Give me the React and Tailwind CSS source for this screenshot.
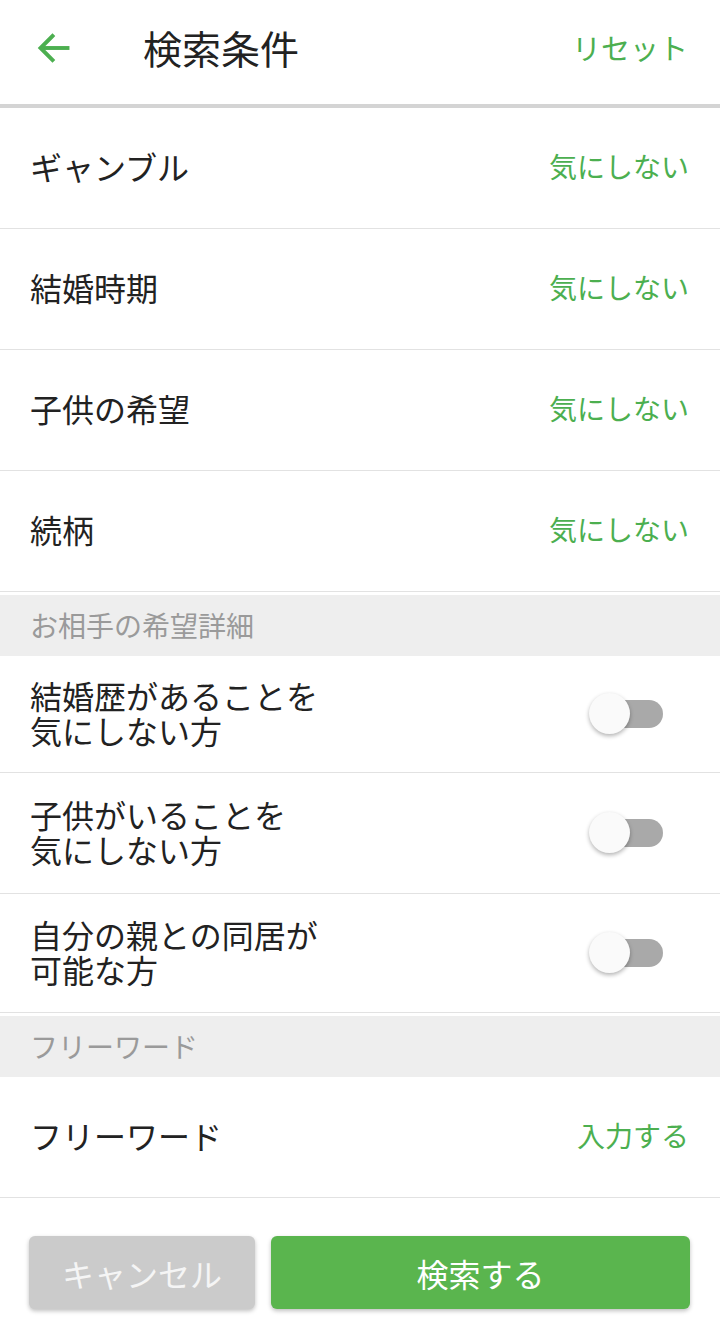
import React, { useState } from 'react';

const font = { fontFamily: '"Noto Sans CJK JP", "Noto Sans", sans-serif' };

function Row({ label, value }) {
    return (
        <div className="h-[121px] flex items-center justify-between pl-[30px] pr-[31px] pb-[4px] border-b border-[#e2e2e2]">
            <span className="text-[32px] text-[#222]">{label}</span>
            <span className="text-[28px] text-[#4caf50]">{value}</span>
        </div>
    );
}

function Section({ title }) {
    return (
        <div className="h-[61px] bg-[#eeeeee] flex items-center pl-[30px] pb-[2px]">
            <span className="text-[28px] text-[#9a9a9a]">{title}</span>
        </div>
    );
}

function Toggle({ on, onClick }) {
    return (
        <button onClick={onClick} className="relative w-[75px] h-[42px] flex items-center" aria-label="toggle">
            <span className={`absolute left-[8px] w-[66px] h-[28px] rounded-full ${on ? 'bg-[#a5d6a7]' : 'bg-[#a9a9a9]'}`} />
            <span className={`absolute top-0 w-[41px] h-[41px] rounded-full shadow-[0_2px_4px_rgba(0,0,0,0.3)] ${on ? 'left-[35px] bg-[#4caf50]' : 'left-0 bg-[#fafafa]'}`} />
        </button>
    );
}

function ToggleRow({ lines, h }) {
    const [on, setOn] = useState(false);
    return (
        <div className={`${h} flex items-center justify-between pl-[30px] pr-[56px] border-b border-[#e2e2e2]`}>
            <div className="text-[32px] leading-[35px] text-[#222] pb-[3px]">
                {lines.map((l) => <div key={l}>{l}</div>)}
            </div>
            <Toggle on={on} onClick={() => setOn(!on)} />
        </div>
    );
}

export default function App() {
    return (
        <div className="w-[720px] h-[1343px] bg-white flex flex-col" style={font}>
            {/* header */}
            <div className="h-[108px] shrink-0 flex items-center pl-[36px] pr-[32px] pb-[9px] border-b-[4px] border-[#d4d4d4]">
                <svg width="36" height="36" viewBox="0 0 24 24" fill="none" stroke="#4caf50" strokeWidth="2.6" strokeLinecap="square">
                    <path d="M21 12H4" />
                    <path d="M11 4l-8 8 8 8" strokeLinejoin="miter" />
                </svg>
                <h1 className="ml-[71px] text-[39px] text-[#222] flex-1">検索条件</h1>
                <span className="text-[29px] text-[#4caf50]">リセット</span>
            </div>

            <Row label="ギャンブル" value="気にしない" />
            <Row label="結婚時期" value="気にしない" />
            <Row label="子供の希望" value="気にしない" />
            <Row label="続柄" value="気にしない" />

            <div className="h-[3px] shrink-0" />
            <Section title="お相手の希望詳細" />
            <ToggleRow lines={['結婚歴があることを', '気にしない方']} h="h-[117px]" />
            <ToggleRow lines={['子供がいることを', '気にしない方']} h="h-[121px]" />
            <ToggleRow lines={['自分の親との同居が', '可能な方']} h="h-[119px]" />

            <div className="h-[3px] shrink-0" />
            <Section title="フリーワード" />
            <Row label="フリーワード" value="入力する" />

            {/* footer buttons */}
            <div className="flex gap-[16px] pl-[29px] pr-[30px] pt-[38px]">
                <button className="w-[226px] h-[73px] rounded-[6px] bg-[#cbcbcb] text-[#f5f5f5] text-[32px] shadow-[0_2px_4px_rgba(0,0,0,0.25)]">
                    キャンセル
                </button>
                <button className="flex-1 h-[73px] rounded-[6px] bg-[#5ab54e] text-white text-[32px] shadow-[0_2px_4px_rgba(0,0,0,0.25)]">
                    検索する
                </button>
            </div>
        </div>
    );
}
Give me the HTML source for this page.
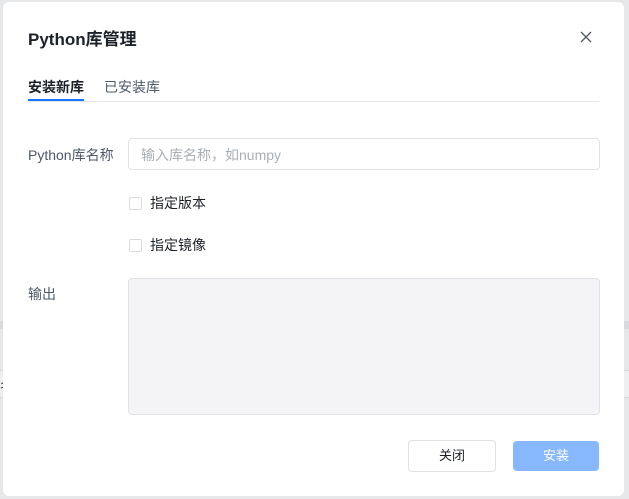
<!DOCTYPE html>
<html><head><meta charset="utf-8"><style>
*{box-sizing:border-box;margin:0;padding:0}
body{width:629px;height:499px;background:#e6e7e9;position:relative;overflow:hidden;font-family:"Liberation Sans","Noto Sans CJK SC",sans-serif;}
.bg1{position:absolute;left:0;top:321px;width:629px;height:8px;background:#d8d9dc}
.bg2{position:absolute;left:0;top:370px;width:629px;height:28px;background:#eeeff1;border-top:1px solid #d8d9dc;border-bottom:1px solid #d8d9dc}
.dlg{position:absolute;left:3px;top:2px;width:621px;height:494px;background:#fff;border-radius:6px}
.a{position:absolute}
.title{left:25px;top:23px;font-size:17px;font-weight:bold;color:#1d2129}
.tab{top:75px;font-size:14px}
.cb{width:13px;height:13px;border:1px solid #d9dbe0;border-radius:2px;background:#fff}
.lbl{font-size:14px;color:#4e5969}
.txt{font-size:14px;color:#1d2129}
</style></head><body>
<div class="bg1"></div><div class="bg2"></div>
<div class="a" style="left:0;top:376px;font-size:13px;color:#333">名</div>
<div class="dlg">
<div class="a title">Python库管理</div>
<svg class="a" style="left:577px;top:29px" width="12" height="12" viewBox="0 0 12 12"><path d="M1 1L11 11M11 1L1 11" stroke="#4e5969" stroke-width="1.3"/></svg>
<div class="a tab" style="left:25px;color:#1d2129;font-weight:bold">安装新库</div>
<div class="a tab" style="left:101px;color:#4e5969">已安装库</div>
<div class="a" style="left:25px;top:99px;width:571px;height:1px;background:#e5e6eb"></div>
<div class="a" style="left:25px;top:97px;width:56px;height:2px;background:#1677ff"></div>
<div class="a lbl" style="left:25px;top:143px">Python库名称</div>
<div class="a" style="left:125px;top:136px;width:472px;height:32px;border:1px solid #e0e2e7;border-radius:4px;font-size:14px;color:#a9aeb8;padding:6px 12px">输入库名称，如numpy</div>
<div class="a cb" style="left:126px;top:195px"></div>
<div class="a txt" style="left:147px;top:191px">指定版本</div>
<div class="a cb" style="left:126px;top:237px"></div>
<div class="a txt" style="left:147px;top:233px">指定镜像</div>
<div class="a lbl" style="left:25px;top:282px">输出</div>
<div class="a" style="left:125px;top:276px;width:472px;height:137px;background:#f4f4f6;border:1px solid #e0e2e7;border-radius:4px"></div>
<div class="a" style="left:405px;top:438px;width:88px;height:32px;border:1px solid #dfe1e6;border-radius:4px;font-size:13px;color:#1d2129;text-align:center;line-height:30px">关闭</div>
<div class="a" style="left:510px;top:439px;width:86px;height:30px;background:#87b8fd;border-radius:4px;font-size:13px;color:#fff;text-align:center;line-height:30px">安装</div>
</div>
</body></html>
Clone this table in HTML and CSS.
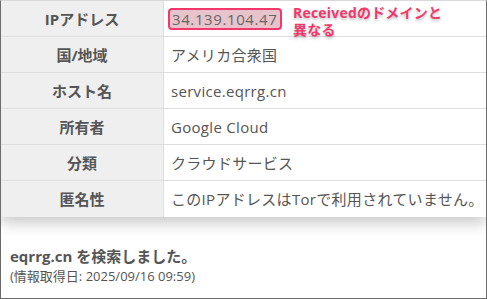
FILE: index.html
```html
<!DOCTYPE html>
<html lang="ja">
<head>
<meta charset="utf-8">
<link rel="stylesheet" href="styles.css">
</head>
<body>
<div class="frame">
  <table class="info">
    <tr><th>IPアドレス</th><td class="ip-cell"><span class="ip">34.139.104.47</span><span class="note">Receivedのドメインと<br>異なる</span></td></tr>
    <tr><th>国/地域</th><td>アメリカ合衆国</td></tr>
    <tr><th>ホスト名</th><td>service.eqrrg.cn</td></tr>
    <tr><th>所有者</th><td>Google Cloud</td></tr>
    <tr><th>分類</th><td>クラウドサービス</td></tr>
    <tr><th>匿名性</th><td>このIPアドレスはTorで利用されていません。</td></tr>
  </table>
  <div class="footer">
    <p class="searched">eqrrg.cn を検索しました。</p>
    <p class="date">(情報取得日: 2025/09/16 09:59)</p>
  </div>
</div>
</body>
</html>
```
FILE: styles.css
```css
html, body {
  margin: 0;
  padding: 0;
  background: #fff;
}
.frame {
  box-sizing: border-box;
  width: 487px;
  height: 299px;
  border: 1px solid #6b6b6b;
  border-top-color: #d8d8d8;
  font-family: "Open Sans", "Noto Sans CJK JP", sans-serif;
  color: #555;
  overflow: hidden;
}
.info {
  width: 100%;
  border-collapse: collapse;
  box-shadow: 0 6px 14px rgba(0, 0, 0, 0.22);
}
.info th, .info td {
  height: 35px;
  border-bottom: 1px solid #dedede;
  padding: 0;
  font-size: 15px;
  line-height: 20px;
}
.info tr:last-child th, .info tr:last-child td {
  border-bottom: none;
  height: 36px;
}
.info th {
  width: 162px;
  background: #efefef;
  border-right: 1px solid #dedede;
  font-weight: bold;
  text-align: center;
  color: #555;
}
.info td {
  background: #fff;
  padding-left: 7px;
  text-align: left;
  letter-spacing: 0.3px;
}
.ip-cell {
  position: relative;
}
.ip {
  display: inline-block;
  vertical-align: middle;
  padding: 1px 3px 1px 2px;
  margin-left: -3px;
  border: 2px solid #f2386b;
  border-radius: 4px;
  background: #e7c3cb;
  color: #666;
  letter-spacing: 0.6px;
  line-height: 16px;
}
.note {
  position: absolute;
  left: 129px;
  top: 3px;
  font-size: 14px;
  line-height: 17px;
  font-weight: bold;
  color: #f2386b;
  text-shadow: 0 2px 3px rgba(0, 0, 0, 0.25);
  letter-spacing: 0.2px;
}
.footer {
  padding: 29px 0 0 9px;
}
.footer p {
  margin: 0;
}
.searched {
  font-size: 15px;
  font-weight: bold;
  line-height: 21px;
  color: #555;
}
.date {
  font-size: 13px;
  line-height: 18px;
  color: #555;
}
```
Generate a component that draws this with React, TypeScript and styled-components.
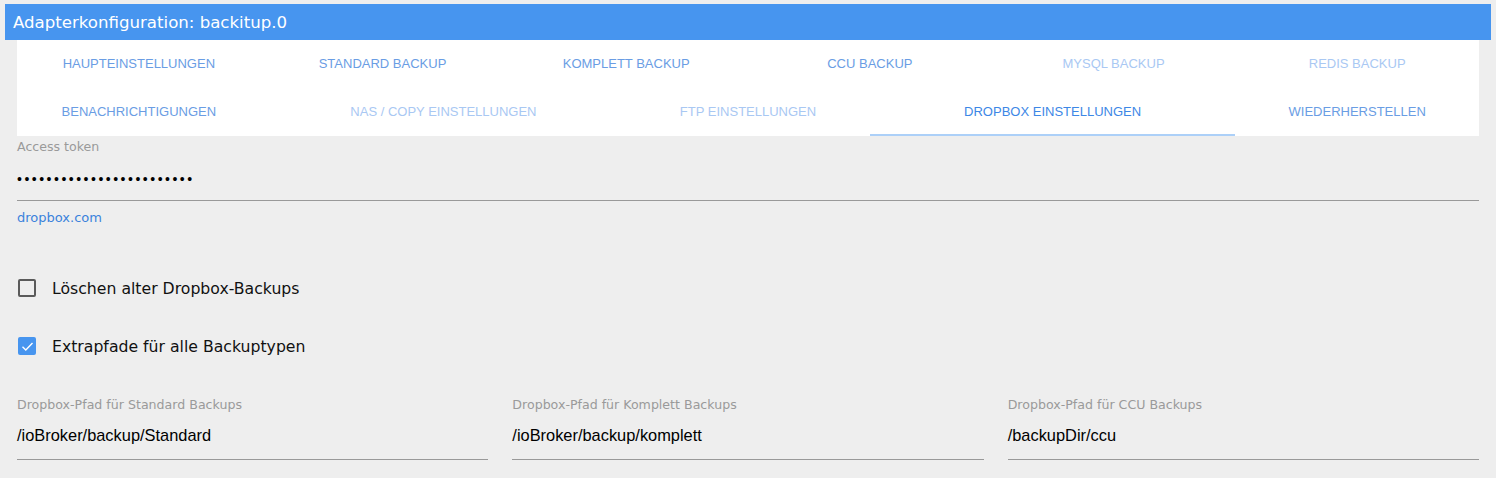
import React from "react";
import styled, { createGlobalStyle } from "styled-components";

const Global = createGlobalStyle`
  html, body { margin: 0; padding: 0; background: #eeeeee; }
  body { font-family: "Liberation Sans", Arial, sans-serif; }
  * { box-sizing: border-box; }
`;

const uiFont = `"DejaVu Sans", Verdana, sans-serif`;

const Page = styled.div`
  width: 1496px;
  height: 478px;
  background: #eeeeee;
  padding-top: 4px;
  overflow: hidden;
`;

const Header = styled.div`
  margin: 0 5px;
  height: 36px;
  background: #4795ef;
  color: #ffffff;
  font-family: ${uiFont};
  font-size: 16.6px;
  display: flex;
  align-items: center;
  padding-left: 8px;
  padding-top: 1px;
`;

const Body = styled.div`
  padding: 0 17px;
`;

const TabPanel = styled.div`
  background: #ffffff;
  display: flex;
  flex-direction: column;
`;

const TabRow = styled.div`
  display: flex;
  height: 48px;
`;

const Tab = styled.div<{ $grow?: number; $state: "normal" | "disabled" | "active" }>`
  flex: ${(p) => p.$grow ?? 1} 1 0;
  display: flex;
  align-items: center;
  justify-content: center;
  font-size: 13px;
  text-transform: uppercase;
  color: ${(p) =>
    p.$state === "active" ? "#3d87e6" : p.$state === "disabled" ? "#a9c8f3" : "#6a9de4"};
  border-bottom: 2px solid ${(p) => (p.$state === "active" ? "#acd0f8" : "transparent")};
  padding-top: 1px;
`;

const Field = styled.div`
  display: flex;
  flex-direction: column;
`;

const FieldLabel = styled.div`
  font-family: ${uiFont};
  font-size: 12.6px;
  color: #9a9a9a;
  line-height: 14px;
`;

const FieldValue = styled.div`
  font-size: 16.4px;
  color: #000000;
  height: 48px;
  display: flex;
  align-items: center;
  border-bottom: 1px solid #999999;
`;

const TokenField = styled(Field)`
  margin-top: 4px;
`;

const TokenValue = styled(FieldValue)`
  height: 47px;
  padding-top: 4px;
  font-size: 14px;
  letter-spacing: 2.5px;
`;

const Helper = styled.a`
  font-family: ${uiFont};
  font-size: 13px;
  color: #3b82dc;
  text-decoration: none;
  margin-top: 10px;
  line-height: 14px;
  align-self: flex-start;
`;

const CheckRow = styled.label<{ $top: number }>`
  display: flex;
  align-items: center;
  gap: 16px;
  margin-top: ${(p) => p.$top}px;
  font-family: ${uiFont};
  font-size: 15.7px;
  color: #111111;
  height: 20px;
`;

const Box = styled.span<{ $checked?: boolean }>`
  width: 18px;
  height: 18px;
  border-radius: 2px;
  display: inline-flex;
  align-items: center;
  justify-content: center;
  background: ${(p) => (p.$checked ? "#4795ef" : "transparent")};
  border: ${(p) => (p.$checked ? "none" : "2px solid #5a5a5a")};
  margin-left: 1px;
`;

const PathGrid = styled.div`
  display: grid;
  grid-template-columns: repeat(3, 1fr);
  column-gap: 24px;
  margin-top: 42px;
`;

const tabsRow1 = [
  { t: "Haupteinstellungen", s: "normal" },
  { t: "Standard Backup", s: "normal" },
  { t: "Komplett Backup", s: "normal" },
  { t: "CCU Backup", s: "normal" },
  { t: "MySQL Backup", s: "disabled" },
  { t: "Redis Backup", s: "disabled" },
] as const;

const tabsRow2 = [
  { t: "Benachrichtigungen", s: "normal", g: 1 },
  { t: "NAS / Copy Einstellungen", s: "disabled", g: 1.5 },
  { t: "FTP Einstellungen", s: "disabled", g: 1 },
  { t: "Dropbox Einstellungen", s: "active", g: 1.5 },
  { t: "Wiederherstellen", s: "normal", g: 1 },
] as const;

const paths = [
  { l: "Dropbox-Pfad für Standard Backups", v: "/ioBroker/backup/Standard" },
  { l: "Dropbox-Pfad für Komplett Backups", v: "/ioBroker/backup/komplett" },
  { l: "Dropbox-Pfad für CCU Backups", v: "/backupDir/ccu" },
];

export default function App() {
  return (
    <Page>
      <Global />
      <Header>Adapterkonfiguration: backitup.0</Header>
      <Body>
        <TabPanel>
          <TabRow>
            {tabsRow1.map((x) => (
              <Tab key={x.t} $state={x.s}>
                {x.t}
              </Tab>
            ))}
          </TabRow>
          <TabRow>
            {tabsRow2.map((x) => (
              <Tab key={x.t} $state={x.s} $grow={x.g}>
                {x.t}
              </Tab>
            ))}
          </TabRow>
        </TabPanel>
        <TokenField>
          <FieldLabel>Access token</FieldLabel>
          <TokenValue>{"•".repeat(24)}</TokenValue>
          <Helper href="#">dropbox.com</Helper>
        </TokenField>
        <CheckRow $top={53}>
          <Box />
          Löschen alter Dropbox-Backups
        </CheckRow>
        <CheckRow $top={38}>
          <Box $checked>
            <svg width="13" height="11" viewBox="0 0 13 11">
              <path d="M1.5 5.8 L4.8 9 L11.5 2" fill="none" stroke="#ffffff" strokeWidth="1.4" />
            </svg>
          </Box>
          Extrapfade für alle Backuptypen
        </CheckRow>
        <PathGrid>
          {paths.map((p) => (
            <Field key={p.l}>
              <FieldLabel>{p.l}</FieldLabel>
              <FieldValue>{p.v}</FieldValue>
            </Field>
          ))}
        </PathGrid>
      </Body>
    </Page>
  );
}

====

WORK REQUIRED: Gather each line from the entries above that includes the word "this".

EXERCISE RESPONSE:
Give me the React and Tailwind CSS source for this screenshot.
Give me the HTML source for this page.
Clone this table in HTML and CSS.
Generate a component that draws this with React, TypeScript and styled-components.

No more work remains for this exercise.